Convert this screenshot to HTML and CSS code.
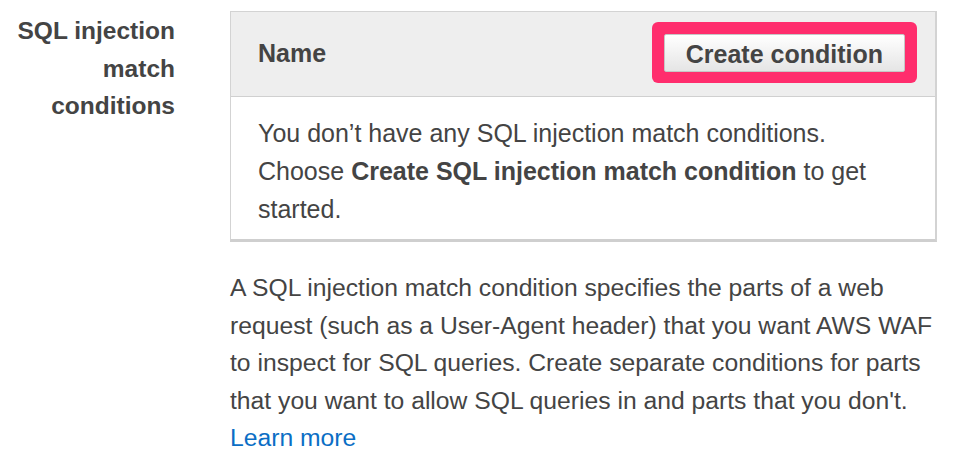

* * *

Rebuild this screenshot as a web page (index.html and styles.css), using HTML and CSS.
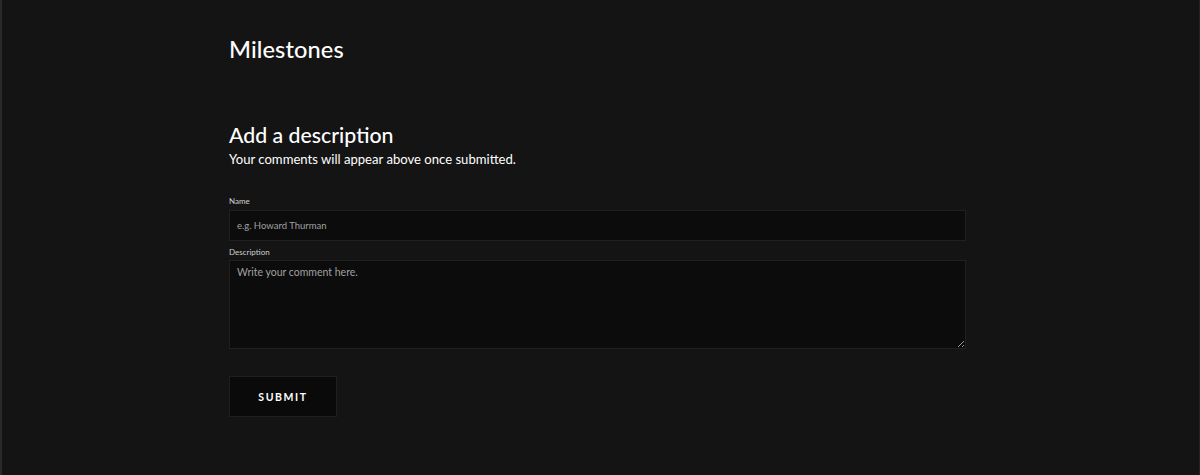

...

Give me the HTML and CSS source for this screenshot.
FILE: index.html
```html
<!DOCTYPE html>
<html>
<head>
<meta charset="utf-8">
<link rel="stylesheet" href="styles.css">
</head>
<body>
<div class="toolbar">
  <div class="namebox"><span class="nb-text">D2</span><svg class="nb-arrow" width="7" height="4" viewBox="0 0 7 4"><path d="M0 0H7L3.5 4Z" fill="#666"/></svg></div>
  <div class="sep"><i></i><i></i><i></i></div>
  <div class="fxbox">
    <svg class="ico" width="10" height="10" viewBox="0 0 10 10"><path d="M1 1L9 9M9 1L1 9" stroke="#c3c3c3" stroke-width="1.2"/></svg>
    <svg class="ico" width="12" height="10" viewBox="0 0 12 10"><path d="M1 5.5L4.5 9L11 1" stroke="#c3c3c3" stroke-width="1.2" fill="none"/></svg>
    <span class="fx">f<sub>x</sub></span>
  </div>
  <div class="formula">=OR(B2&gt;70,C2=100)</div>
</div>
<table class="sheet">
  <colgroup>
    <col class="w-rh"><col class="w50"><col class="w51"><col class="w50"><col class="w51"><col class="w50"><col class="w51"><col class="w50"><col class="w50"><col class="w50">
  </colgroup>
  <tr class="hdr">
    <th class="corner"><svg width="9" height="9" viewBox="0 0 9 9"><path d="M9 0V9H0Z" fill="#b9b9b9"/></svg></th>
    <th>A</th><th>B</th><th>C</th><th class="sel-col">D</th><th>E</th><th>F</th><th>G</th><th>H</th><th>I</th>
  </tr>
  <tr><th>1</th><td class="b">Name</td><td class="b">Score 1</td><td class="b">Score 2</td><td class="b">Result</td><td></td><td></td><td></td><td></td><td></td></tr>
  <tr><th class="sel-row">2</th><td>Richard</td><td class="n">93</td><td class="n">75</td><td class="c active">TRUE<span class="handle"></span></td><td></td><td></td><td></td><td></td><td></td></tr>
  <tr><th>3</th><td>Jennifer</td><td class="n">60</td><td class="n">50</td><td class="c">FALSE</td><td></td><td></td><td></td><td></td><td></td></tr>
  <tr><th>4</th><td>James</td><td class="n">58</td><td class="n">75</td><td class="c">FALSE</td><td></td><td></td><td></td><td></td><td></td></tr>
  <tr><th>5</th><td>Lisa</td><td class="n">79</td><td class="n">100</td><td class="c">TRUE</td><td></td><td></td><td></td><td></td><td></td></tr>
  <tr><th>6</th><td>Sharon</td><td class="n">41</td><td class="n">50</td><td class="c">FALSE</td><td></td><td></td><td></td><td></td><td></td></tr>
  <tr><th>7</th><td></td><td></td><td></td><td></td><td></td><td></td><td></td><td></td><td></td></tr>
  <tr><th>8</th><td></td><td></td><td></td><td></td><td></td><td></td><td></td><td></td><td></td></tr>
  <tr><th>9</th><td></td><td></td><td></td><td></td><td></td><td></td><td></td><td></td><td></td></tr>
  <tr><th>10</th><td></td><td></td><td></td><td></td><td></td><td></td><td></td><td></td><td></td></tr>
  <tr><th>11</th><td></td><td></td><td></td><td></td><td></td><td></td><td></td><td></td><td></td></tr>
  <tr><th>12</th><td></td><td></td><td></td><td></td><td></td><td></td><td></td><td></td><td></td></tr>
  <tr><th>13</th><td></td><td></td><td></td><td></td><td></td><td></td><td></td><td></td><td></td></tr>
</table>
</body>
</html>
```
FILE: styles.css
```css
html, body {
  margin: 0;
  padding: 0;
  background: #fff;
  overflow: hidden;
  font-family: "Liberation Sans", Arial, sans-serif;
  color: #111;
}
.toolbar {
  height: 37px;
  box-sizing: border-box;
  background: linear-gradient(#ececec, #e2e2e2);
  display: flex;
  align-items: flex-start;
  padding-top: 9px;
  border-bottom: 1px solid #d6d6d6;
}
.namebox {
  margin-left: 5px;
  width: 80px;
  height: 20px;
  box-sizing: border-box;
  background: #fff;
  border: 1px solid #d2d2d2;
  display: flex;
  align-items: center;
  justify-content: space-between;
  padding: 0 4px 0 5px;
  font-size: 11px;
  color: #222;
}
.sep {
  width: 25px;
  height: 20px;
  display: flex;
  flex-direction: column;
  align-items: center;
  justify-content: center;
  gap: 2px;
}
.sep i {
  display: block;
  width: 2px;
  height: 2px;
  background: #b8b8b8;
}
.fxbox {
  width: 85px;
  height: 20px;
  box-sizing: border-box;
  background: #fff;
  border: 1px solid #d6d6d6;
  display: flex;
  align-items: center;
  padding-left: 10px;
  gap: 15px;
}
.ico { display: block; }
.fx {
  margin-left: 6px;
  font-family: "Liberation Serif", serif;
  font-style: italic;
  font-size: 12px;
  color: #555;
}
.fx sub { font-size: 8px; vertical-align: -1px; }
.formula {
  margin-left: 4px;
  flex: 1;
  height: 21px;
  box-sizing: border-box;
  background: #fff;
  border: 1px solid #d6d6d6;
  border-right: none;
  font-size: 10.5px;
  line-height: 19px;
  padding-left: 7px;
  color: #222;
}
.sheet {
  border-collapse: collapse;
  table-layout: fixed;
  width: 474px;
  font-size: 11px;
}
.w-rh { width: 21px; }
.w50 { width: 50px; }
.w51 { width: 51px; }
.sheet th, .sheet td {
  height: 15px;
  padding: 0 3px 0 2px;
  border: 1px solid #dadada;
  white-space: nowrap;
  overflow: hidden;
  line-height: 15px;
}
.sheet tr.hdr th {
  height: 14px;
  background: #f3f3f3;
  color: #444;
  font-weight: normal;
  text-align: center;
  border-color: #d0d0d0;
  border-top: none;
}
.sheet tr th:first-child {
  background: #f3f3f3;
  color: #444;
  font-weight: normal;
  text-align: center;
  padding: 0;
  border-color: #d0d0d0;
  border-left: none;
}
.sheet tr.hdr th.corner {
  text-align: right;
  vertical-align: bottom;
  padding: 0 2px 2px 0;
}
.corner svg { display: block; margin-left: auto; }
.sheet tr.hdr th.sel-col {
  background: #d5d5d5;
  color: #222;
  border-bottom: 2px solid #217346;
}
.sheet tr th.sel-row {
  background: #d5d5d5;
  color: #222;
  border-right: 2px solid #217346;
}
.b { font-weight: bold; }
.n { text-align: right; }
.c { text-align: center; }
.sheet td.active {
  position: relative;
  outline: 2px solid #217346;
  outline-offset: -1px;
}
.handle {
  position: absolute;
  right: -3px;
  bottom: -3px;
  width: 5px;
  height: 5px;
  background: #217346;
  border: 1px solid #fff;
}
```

> [SHORT TASK] Give only the number of lines in the data that hold the string "styles".

> [THE RESPONSE] 3